Based on the above experimental results, we summarized some characteristics of our approach and made some error analysis.

SI-LSTM achieved a high accuracy in intent identification, but performed not as good in the metric of F1macro. In Table 5, we can see the recall of our model is very low under ‘phone_call.cancel’ intent which in turn imposes negative effect on F1macro, although the size of that type is quite small, i.e. 18. In fact, many contents under this type ‘phone_call.cancel’ only express the instruction of cancel or stop, but few mention the specific objection of the instruction. So the classification of this specific intent needs to account for the previous content and it is difficult for the model to distinguish between ‘music.pause’, ‘navigation.cancel_navigation’ and ‘phone_call.cancel’. Regarding that there are only 22 data in training set and 18 data in test set under the intent ‘phone_call.cancel’, the volume of data does greatly affect the final result of the model.

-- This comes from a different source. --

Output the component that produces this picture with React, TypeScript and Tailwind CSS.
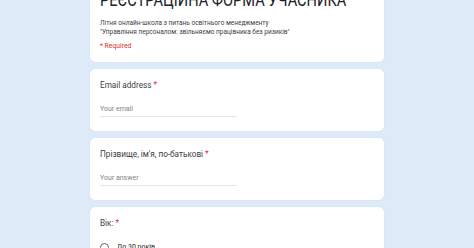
import React from 'react';

const font = { fontFamily: 'Roboto, "Noto Sans", sans-serif' };

const Card: React.FC<{ children: React.ReactNode; className?: string }> = ({ children, className = '' }) => (
  <div className={`w-[294px] rounded-[5px] bg-white px-[10px] shadow-[0_0_1px_rgba(0,0,0,0.15)] ${className}`}>
    {children}
  </div>
);

const TextQuestion: React.FC<{ label: string; placeholder: string }> = ({ label, placeholder }) => (
  <Card className="pt-[11px] pb-[14px]">
    <div className="text-[8.2px] leading-[10px] text-[#3c4043]">
      {label} <span className="text-[#d93025]">*</span>
    </div>
    <div className="mt-[15px] w-[137px] border-b border-[#e4e6ea] pb-[2px] text-[7px] leading-[9px] text-[#80868b]">
      {placeholder}
    </div>
  </Card>
);

export default function App() {
  return (
    <div className="h-[248px] w-[474px] overflow-hidden bg-[#ddebf9]" style={font}>
      <div className="flex flex-col items-center gap-[7px]">
        <Card className="-mt-[20px] pt-[11px] pb-[11px]">
          <h1 className="origin-bottom-left scale-y-[1.2] whitespace-nowrap text-[14.6px] leading-[22px] text-[#202124]">
            РЕЄСТРАЦІЙНА ФОРМА УЧАСНИКА
          </h1>
          <p className="mt-[6px] text-[6.5px] leading-[9px] text-[#3c4043]">
            Літня онлайн-школа з питань освітнього менеджменту
            <br />
            "Управління персоналом: звільняємо працівника без ризиків"
          </p>
          <div className="mt-[5px] text-[6.8px] leading-[9px] text-[#d93025]">* Required</div>
        </Card>

        <TextQuestion label="Email address" placeholder="Your email" />
        <TextQuestion label="Прізвище, ім'я, по-батькові" placeholder="Your answer" />

        <Card className="pt-[11px] pb-[14px]">
          <div className="text-[8.2px] leading-[10px] text-[#3c4043]">
            Вік: <span className="text-[#d93025]">*</span>
          </div>
          <div className="mt-[15px] flex items-center gap-[8px]">
            <span className="h-[9px] w-[9px] rounded-full border border-[#5f6368]" />
            <span className="text-[7px] leading-[9px] text-[#202124]">До 30 років</span>
          </div>
        </Card>
      </div>
    </div>
  );
}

Besides, in the task of spelling correction, multiple languages occur in a session. Due to limited resources, the result of typo detection is susceptible by the volume and quality of thesauruses. Therefore, for the slots beyond the thesaurus, it is difficult for our model to distinguish the intent accurately.

6 Conclusions

In this paper, we propose a neural framework, named SI-LSTM, for intent identification and slot filling. SI-LSTM combines two tasks and integrates CRF into a LSTM network, where the slot information is extracted by using CRF, while the intent will be identified by using LSTM. In our approach, the slot information is used for determining the intent, and the intent type is used for slot filling. Based on the dataset provided by NLPCC 2018, SI-LSTM achieved 90.71% on intent identification, slot filling and error correction in terms of accuracy.